Where these five missiles came from — and what Poland received in return

According to Notes From Poland, Deputy Defense Minister Cezary Tomczyk announced that Poland received guarantees from NATO and the United States: in the event of a threat, the country would receive ten times as many missiles and systems within 24 hours. Kosiniak-Kamysz characterized the volume transferred as "marginal" — such that it does not affect Poland's air defense system.

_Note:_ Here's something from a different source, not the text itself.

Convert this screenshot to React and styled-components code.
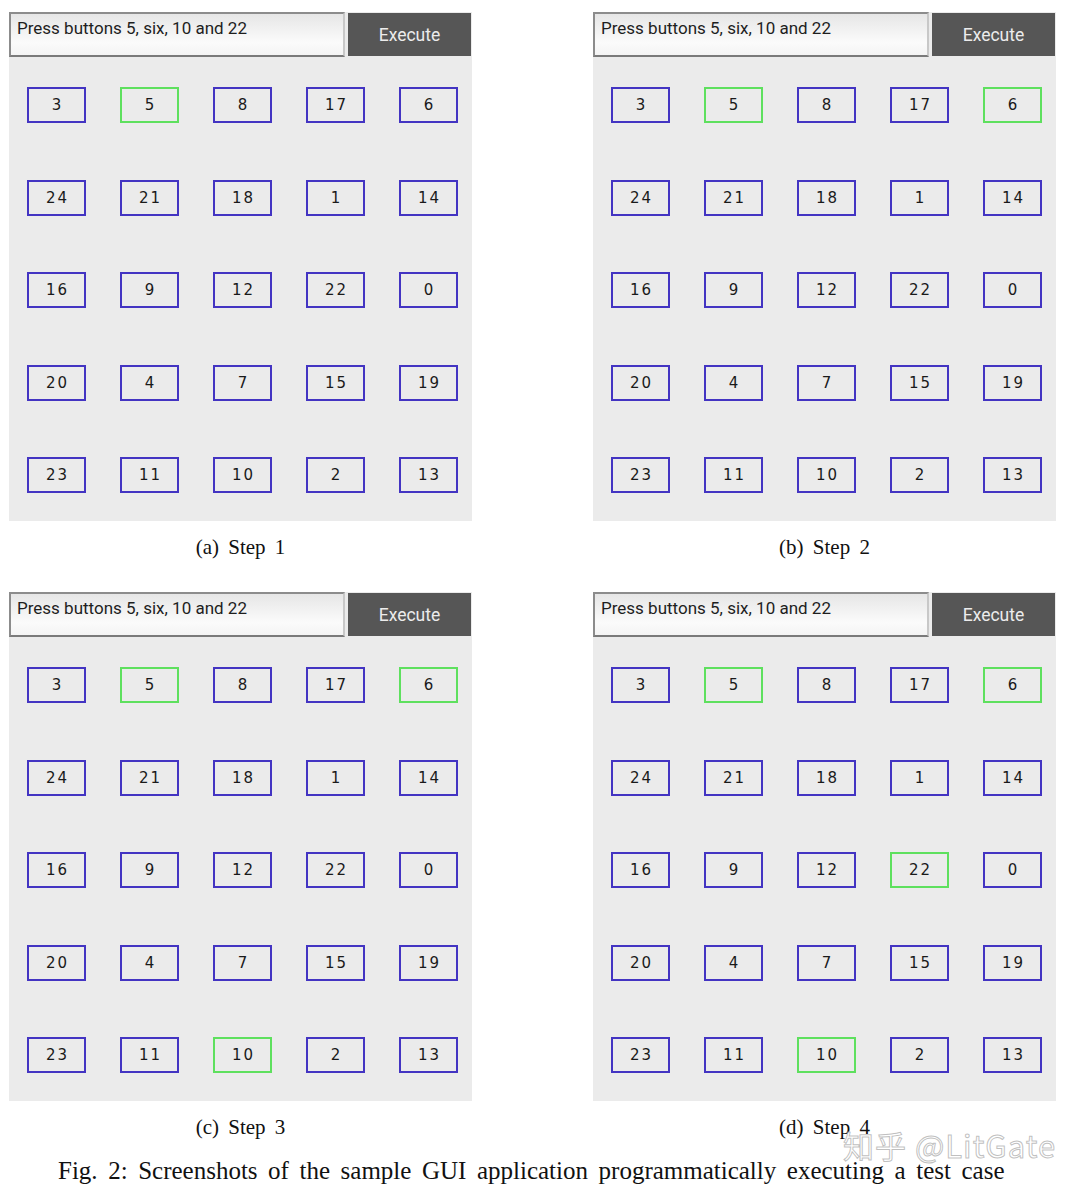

According to Defence24, Poland is one of six NATO members operating Patriot with PAC-3 missiles. Warsaw currently has two batteries that reached combat readiness in late 2025; another six are expected no earlier than 2027. The total queue for interceptors across NATO, according to industry estimates, numbers around 4,300 missiles — seven years of production.

Domestic Polish scandal: "betrayal or stupidity?"

The transfer became a trigger for dispute between the Tusk government and President Nawrocki's camp. The head of the President's International Policy Office Marcin Przydacz wrote on X that Tomczyk "played a key role in convincing the government" to transfer weapons to Ukraine — "in secret from Poles, while Tusk was scaring them with Russian attacks."

"Is this betrayal or just stupidity?"

— Marcin Przydacz, X, July 9, 2026

Kosiniak-Kamysz responded on TVN24 live, turning his opponent's rhetoric around:

"I want Russian missiles to be shot down over Ukraine, not over Warsaw. Betrayal or stupidity — that's what those produce who don't understand where Poland's national interest lies."

— Władysław Kosiniak-Kamysz, TVN24, July 9, 2026

The minister also released comparative data: governments until 2024 spent 14.9 billion zlotys on aid to Ukraine, the Tusk government — 1.55 billion (9.4%). With this, he refuted accusations of "squandering."

Tactical context: why five missiles are not just symbolism

According to ISW's assessment of July 9, Russia may intensify ballistic strikes right now — to inflict maximum damage before Ukraine establishes its own Patriot missile production. Analysts documented: during massive attacks on the nights of July 1–2 and July 5–6, Ukrainian forces intercepted no ballistic missiles — due to a critical shortage of PAC-3.

According to United24 Media, Zelenskyy confirmed after the NATO summit in Ankara: Ukraine will receive a new batch of PAC-3 from the United States "in the coming days." Trump stated on July 8 his readiness to issue Ukraine a license for interceptor production — but neither the missile type (PAC-2 or PAC-3) nor the manufacturer have been officially determined yet.

  • Poland transferred: 5 PAC-3 MSE missiles
  • Basis: request from NATO Secretary General Rutte and SACEUR
  • Compensation: guarantee to receive ten times as many within 24 hours in case of threat
  • Polish arsenal: 2 Patriot batteries, 6 new ones — from 2027 onwards
  • NATO deficit: ~4,300 missiles in queue, production — 7 years

If PAC-3 production in Ukraine truly starts within 2–3 months, as Trump promises, the question is different: whether these five Polish missiles will manage to close the vulnerability window before the first Ukrainian batch comes off the assembly line.